AW: When I first proposed collaborating with Alex I had a couple of rudimentary story ideas, a heist with the Clan Techie and Dark Judges story were the strongest. We thrashed the Dark Judge one out in person at Emerald City Comicon and then over email, though it was a tough one to pin down. As it happens Tharg was very receptive to that [heist story] pitch and the prospect of a Dark Judges follow up, so that bought us time to adjust the Dark Judge pitch. We ended up having some false starts with that too, and went back to the drawing board at least once, but when Alex sent me what became the final form of the story I knew it was absolutely right. For the actual writing itself we basically took turns - one of us would write a first draft of an episode then the other would rework it, then for the next episode we'd swap around. It actually seemed to work pretty well and we gave each other a lot to bounce off of.

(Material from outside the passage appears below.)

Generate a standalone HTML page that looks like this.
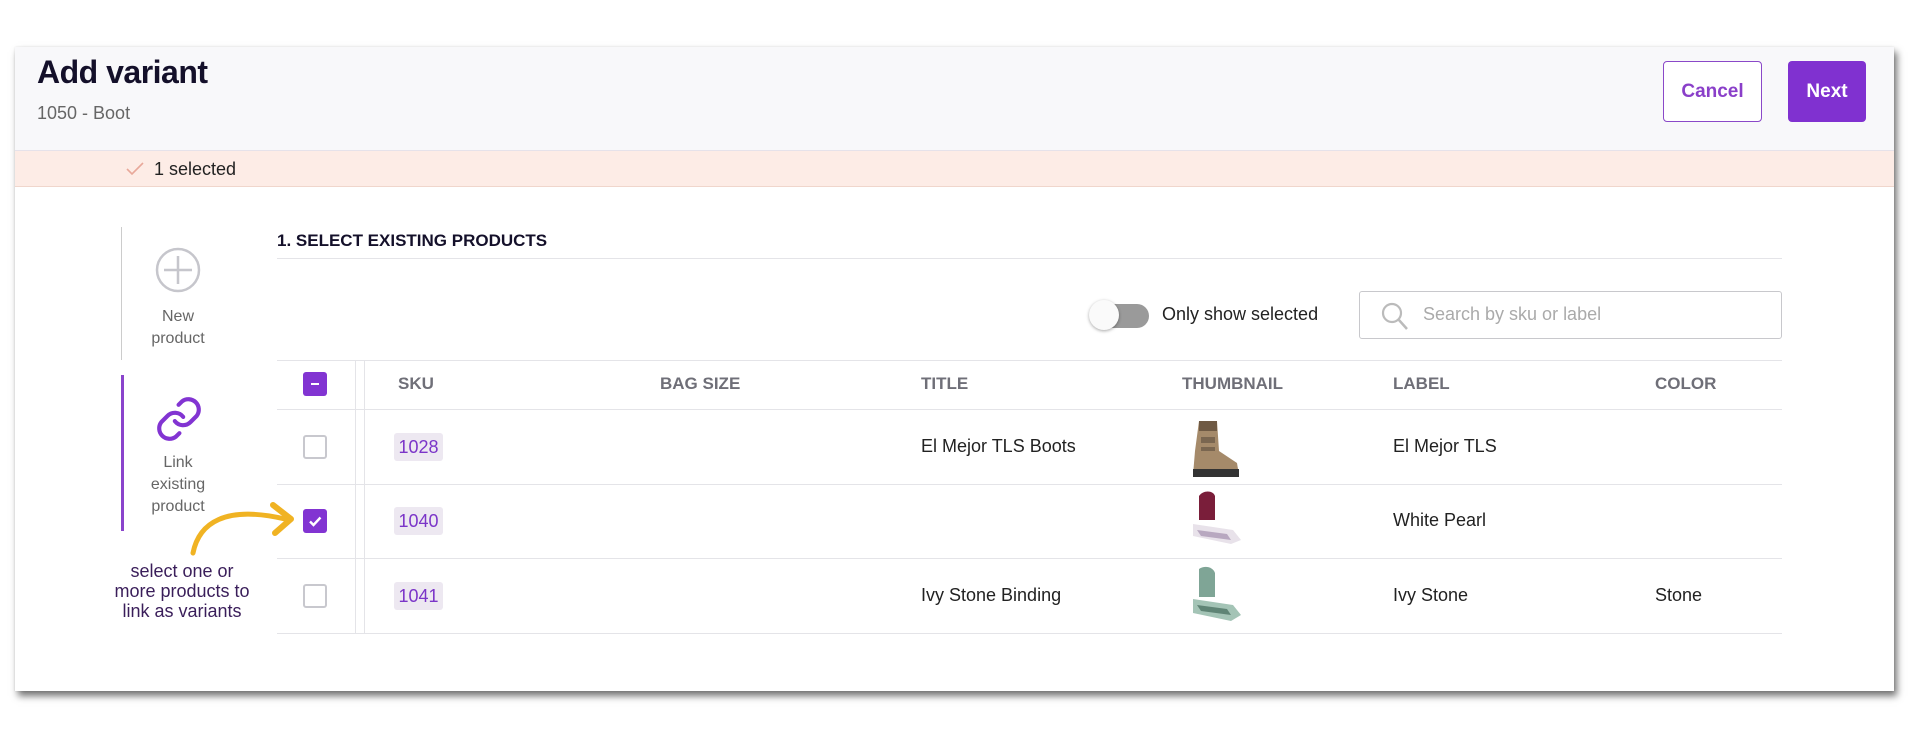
<!DOCTYPE html>
<html><head><meta charset="utf-8"><style>
*{box-sizing:border-box;margin:0;padding:0}
body{width:1920px;height:747px;background:#fff;font-family:"Liberation Sans",sans-serif;position:relative;overflow:hidden;color:#222}
.card{position:absolute;left:15px;top:47px;width:1879px;height:644px;background:#fff;box-shadow:3px 5px 7px rgba(0,0,0,.55),0 0 2px rgba(0,0,0,.1)}
.hdr{position:absolute;left:0;top:0;width:100%;height:104px;background:#f8f8fa;border-bottom:1px solid #e6e2ea}
.ban{position:absolute;left:0;top:104px;width:100%;height:36px;background:#fdece6;border-bottom:1px solid #f0d6cc}
.a{position:absolute;white-space:nowrap}
.btn{position:absolute;top:14px;height:61px;border-radius:4px;font-size:19px;font-weight:bold;display:flex;align-items:center;justify-content:center}
.hl{position:absolute;height:1px;background:#e4e4e8}
.vl{position:absolute;width:1px;background:#e4e4e8}
.th{position:absolute;top:327px;font-size:17px;font-weight:bold;color:#6f6f78}
.cb{position:absolute;left:288px;width:24px;height:24px;border:2px solid #c8c8ce;border-radius:3px;background:#fff}
.cbp{border:none;background:#8234d2}
.chip{position:absolute;left:379px;width:49px;height:28px;background:#ede8f1;border-radius:3px;color:#7b35c8;font-size:18px;text-align:center;line-height:28px}
.td{position:absolute;font-size:18px;color:#222}
</style></head><body>
<div class="card">
 <div class="hdr"></div>
 <div class="ban"></div>
 <div class="a" style="left:22px;top:7px;font-size:32px;font-weight:bold;color:#14102a;letter-spacing:-0.5px">Add variant</div>
 <div class="a" style="left:22px;top:56px;font-size:18px;color:#666">1050 - Boot</div>
 <div class="btn" style="left:1648px;width:99px;border:1.5px solid #8a48c8;color:#8a3fc9;background:#fff">Cancel</div>
 <div class="btn" style="left:1773px;width:78px;background:#8031d0;color:#fff">Next</div>
 <svg class="a" style="left:110px;top:114px" width="20" height="16"><path d="M2 8 L7 13 L18 2" stroke="#e8a89a" stroke-width="1.6" fill="none"/></svg>
 <div class="a" style="left:139px;top:112px;font-size:18px;color:#222">1 selected</div>

 <div class="vl" style="left:106px;top:180px;height:133px;background:#ccc"></div>
 <svg class="a" style="left:140px;top:200px" width="46" height="46"><circle cx="23" cy="23" r="21" stroke="#c6c6cc" stroke-width="2.5" fill="none"/><path d="M23 9V37M9 23H37" stroke="#c6c6cc" stroke-width="2.5"/></svg>
 <div class="a" style="left:118px;top:259px;width:90px;text-align:center;font-size:16px;color:#666;line-height:22px;white-space:normal">New<br>product</div>
 <div class="vl" style="left:106px;top:328px;height:156px;width:3px;background:#8a44cc"></div>
 <svg class="a" style="left:139px;top:347px" width="50" height="50" viewBox="0 0 24 24"><g stroke="#8234d2" stroke-width="2" fill="none" stroke-linecap="round"><path d="M10 13a5 5 0 0 0 7.5.5l3-3a5 5 0 0 0-7-7l-1.7 1.7"/><path d="M14 11a5 5 0 0 0-7.5-.5l-3 3a5 5 0 0 0 7 7l1.7-1.7"/></g></svg>
 <div class="a" style="left:118px;top:405px;width:90px;text-align:center;font-size:16px;color:#666;line-height:22px;white-space:normal">Link<br>existing<br>product</div>
 <svg class="a" style="left:170px;top:400px" width="120" height="112"><path d="M8 106 C14 76 40 58 100 72" stroke="#f0b323" stroke-width="5" fill="none" stroke-linecap="round"/><path d="M88 58 L106 72 L90 86" stroke="#f0b323" stroke-width="6" fill="none" stroke-linecap="round" stroke-linejoin="round"/></svg>
 <div class="a" style="left:72px;top:514px;width:190px;text-align:center;font-size:18px;color:#3a1e5a;line-height:20px;white-space:normal">select one or<br>more products to<br>link as variants</div>

 <div class="a" style="left:262px;top:184px;font-size:17px;font-weight:bold;color:#14102a">1. SELECT EXISTING PRODUCTS</div>
 <div class="hl" style="left:262px;top:211px;width:1505px"></div>
 <div class="a" style="left:1077px;top:257px;width:57px;height:24px;border-radius:12px;background:#9a9a9a"></div>
 <div class="a" style="left:1074px;top:253px;width:30px;height:30px;border-radius:15px;background:#fafafa;box-shadow:0 1px 3px rgba(0,0,0,.35)"></div>
 <div class="a" style="left:1147px;top:257px;font-size:18px;color:#222">Only show selected</div>
 <div class="a" style="left:1344px;top:244px;width:423px;height:48px;border:1.5px solid #c8c8cc;border-radius:3px"></div>
 <svg class="a" style="left:1364px;top:254px" width="32" height="32"><circle cx="13" cy="12" r="9" stroke="#bbb" stroke-width="2.2" fill="none"/><path d="M19.5 18.5L28 28" stroke="#bbb" stroke-width="2.5"/></svg>
 <div class="a" style="left:1408px;top:257px;font-size:18px;color:#aaa">Search by sku or label</div>

 <div class="hl" style="left:262px;top:313px;width:1505px"></div>
 <div class="hl" style="left:262px;top:362px;width:1505px"></div>
 <div class="hl" style="left:262px;top:437px;width:1505px"></div>
 <div class="hl" style="left:262px;top:511px;width:1505px"></div>
 <div class="hl" style="left:262px;top:586px;width:1505px"></div>
 <div class="vl" style="left:340px;top:313px;height:273px"></div>
 <div class="vl" style="left:349px;top:313px;height:273px"></div>

 <div class="cb cbp" style="top:325px"><div style="position:absolute;left:8px;top:11px;width:8px;height:2px;background:#fff"></div></div>
 <div class="th" style="left:383px">SKU</div>
 <div class="th" style="left:645px">BAG SIZE</div>
 <div class="th" style="left:906px">TITLE</div>
 <div class="th" style="left:1167px">THUMBNAIL</div>
 <div class="th" style="left:1378px">LABEL</div>
 <div class="th" style="left:1640px">COLOR</div>

 <div class="cb" style="top:388px"></div>
 <div class="chip" style="top:386px">1028</div>
 <div class="td" style="left:906px;top:389px">El Mejor TLS Boots</div>
 <svg class="a" style="left:1170px;top:370px" width="60" height="64"><path d="M14 4h18l2 30 18 12 2 12H8l2-24z" fill="#a58a6a"/><path d="M14 4h18v10H14z" fill="#6f5a44"/><path d="M8 52h46v8H8z" fill="#333"/><path d="M16 20h14v6H16zM16 30h14v4H16z" fill="#7a6650"/></svg>
 <div class="td" style="left:1378px;top:389px">El Mejor TLS</div>

 <div class="cb cbp" style="top:462px"><svg width="24" height="24"><path d="M7 12.5l3.5 3.5L17.5 8.5" stroke="#fff" stroke-width="2.4" fill="none"/></svg></div>
 <div class="chip" style="top:460px">1040</div>
 <svg class="a" style="left:1170px;top:443px" width="60" height="64"><path d="M14 6c4-6 14-6 16 0v24H14z" fill="#7a1e3a"/><path d="M8 34l40 6 8 10-10 4-38-8z" fill="#e8e2ea"/><path d="M12 40l30 4 4 6-30-4z" fill="#b8a8c0"/></svg>
 <div class="td" style="left:1378px;top:463px">White Pearl</div>

 <div class="cb" style="top:537px"></div>
 <div class="chip" style="top:535px">1041</div>
 <div class="td" style="left:906px;top:538px">Ivy Stone Binding</div>
 <svg class="a" style="left:1170px;top:518px" width="60" height="64"><path d="M14 4c6-4 14-2 16 4v24H14z" fill="#7fa596"/><path d="M8 34l40 6 8 10-10 6-38-8z" fill="#a4c4b6"/><path d="M12 40l30 4 4 6-30-4z" fill="#5f8475"/></svg>
 <div class="td" style="left:1378px;top:538px">Ivy Stone</div>
 <div class="td" style="left:1640px;top:538px">Stone</div>
</div>
</body></html>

Henry, how’s the experience of working on this version of Dredd differed from working on the original? Has it been more difficult to differentiate between the two, or is it somewhat liberating? Have you had to approach the artistic duties differently to your usual style?
HF: Movie Dredd seems to me to be more vulnerable. With horror it helps if the lead character appears mortal, sometimes depicting him as defenseless helps. He's more of a hero that way. Love the buildings and the more contemporary aspects too.
Finally, since we’re talking Dredd movie-verse here with The Dead World, I have to ask... what did you think of both movie versions of Dredd?
HF: There is no comparison. One isn't even a Dredd movie!
ADC: I loved the Karl Urban DREDD movie. But alas, even with my deep, abiding love for trashy Stallone movies, his Dredd was... no.
AW: I’m still fond of the first one! It’s terrible, but the design is really nice, and I’ve a soft spot for goofy mid-90s SF actioners even if arguably Judge Dredd isn’t even the one with Stallone in that captures the spirit of the comic best (that would be Demolition Man). I even tried to sneak in an “I knew you’d say that” somewhere, which i think might have disappeared as part of the editorial process.